Foreign ministers from the 22-member Arab bloc, meeting in Cairo, also left the Libyan leader of more than 40 years increasingly isolated, declaring his government had "lost its sovereignty."
They also appeared to confer legitimacy on the rebel's interim government, the National Libyan Council, saying they would establish contacts with it and calling on nations to provide it with "urgent help."
"The Arab League asks the United Nations to shoulder its responsibility ... to impose a no-fly zone over the movement of Libyan military planes and to create safe zones in the places vulnerable to airstrikes," said a League statement released after the emergency session.

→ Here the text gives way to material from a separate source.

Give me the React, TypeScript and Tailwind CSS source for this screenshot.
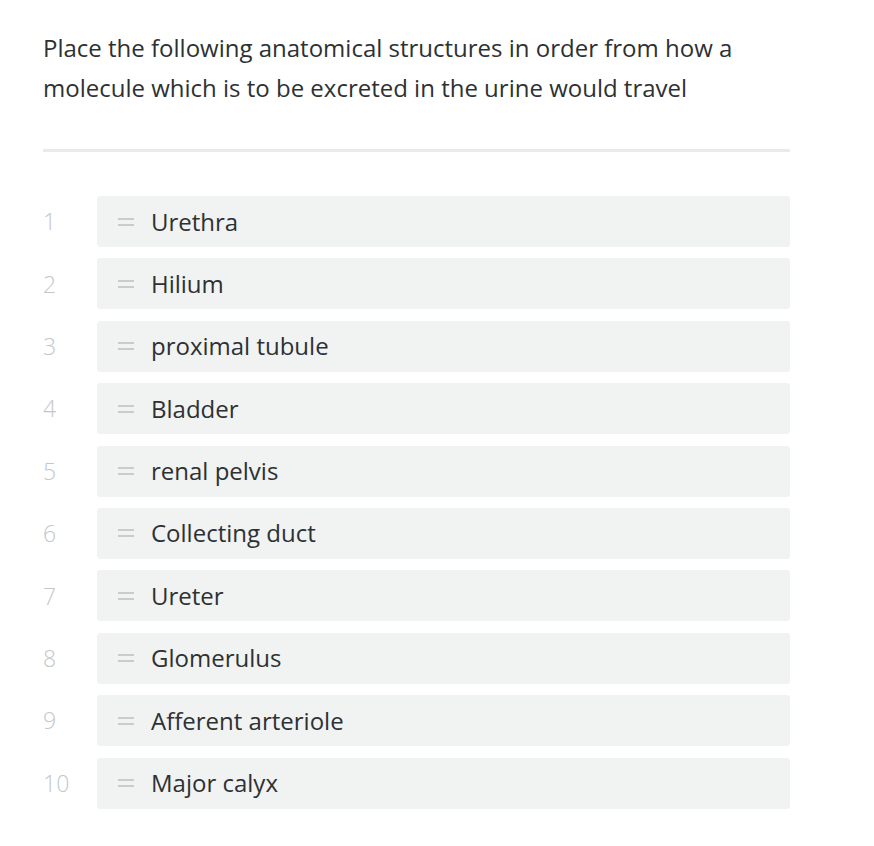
const items = [
  "Urethra",
  "Hilium",
  "proximal tubule",
  "Bladder",
  "renal pelvis",
  "Collecting duct",
  "Ureter",
  "Glomerulus",
  "Afferent arteriole",
  "Major calyx",
];

const DragHandle = () => (
  <svg width="16" height="8" viewBox="0 0 16 8" className="shrink-0">
    <rect x="0" y="0" width="16" height="2" fill="#c9cccd" />
    <rect x="0" y="6" width="16" height="2" fill="#c9cccd" />
  </svg>
);

export default function App() {
  return (
    <div className="min-h-screen bg-white font-['Open_Sans',sans-serif] text-[#2d3133]">
      <div className="w-[747px] pl-[43px] pt-[28px] box-content">
        <p className="text-[24px] leading-[40px]">
          Place the following anatomical structures in order from how a molecule which is to be excreted in the urine
          would travel
        </p>
        <div className="mt-[41px] h-[3px] bg-[#e8eaeb]" />
        <ol className="mt-[44px] flex flex-col gap-[11.4px]">
          {items.map((label, i) => (
            <li key={label} className="flex items-center">
              <span className="w-[54px] shrink-0 text-[23px] font-light text-[#c4c7c8]">{i + 1}</span>
              <div className="flex h-[51px] flex-1 items-center rounded-[3px] bg-[#f1f2f2] pl-[21px]">
                <DragHandle />
                <span className="ml-[17px] text-[24px] text-[#2d3133]">{label}</span>
              </div>
            </li>
          ))}
        </ol>
      </div>
    </div>
  );
}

The unusually rapid and bold action for a bloc of nations known for lengthy and acrimonious deliberations appeared to reflect the shifting currents of a Middle East in tumult. Many other Arab governments are facing street protests and rumblings of dissent stirred by the uprisings in Tunisia and Egypt, and their leaders may have felt compelled to act in favor of Libya's rebellion.
League Secretary-General Amr Moussa stressed in remarks afterward that a no-fly zone was intended as a humanitarian measure to protect Libyan civilians and foreigners in the country and not as a military intervention.
That stance appeared meant to win over the deeply Arab nationalist government of Syria, which has smarted against foreign intervention into Arab affairs.
The statement said the Arab League rejected "all kinds of foreign intervention" in Libya but warned that "not taking the necessary action to end the crisis will lead to intervention in Libya's foreign affairs."
The Arab League cannot impose a no-fly zone itself. But the approval of the key regional Arab body gives the U.S. and other Western powers crucial regional backing they say they need before doing so. Many were weary that Western powers would be seen as intervening in the affairs of an Arab country if they began a no-fly zone without Arab approval.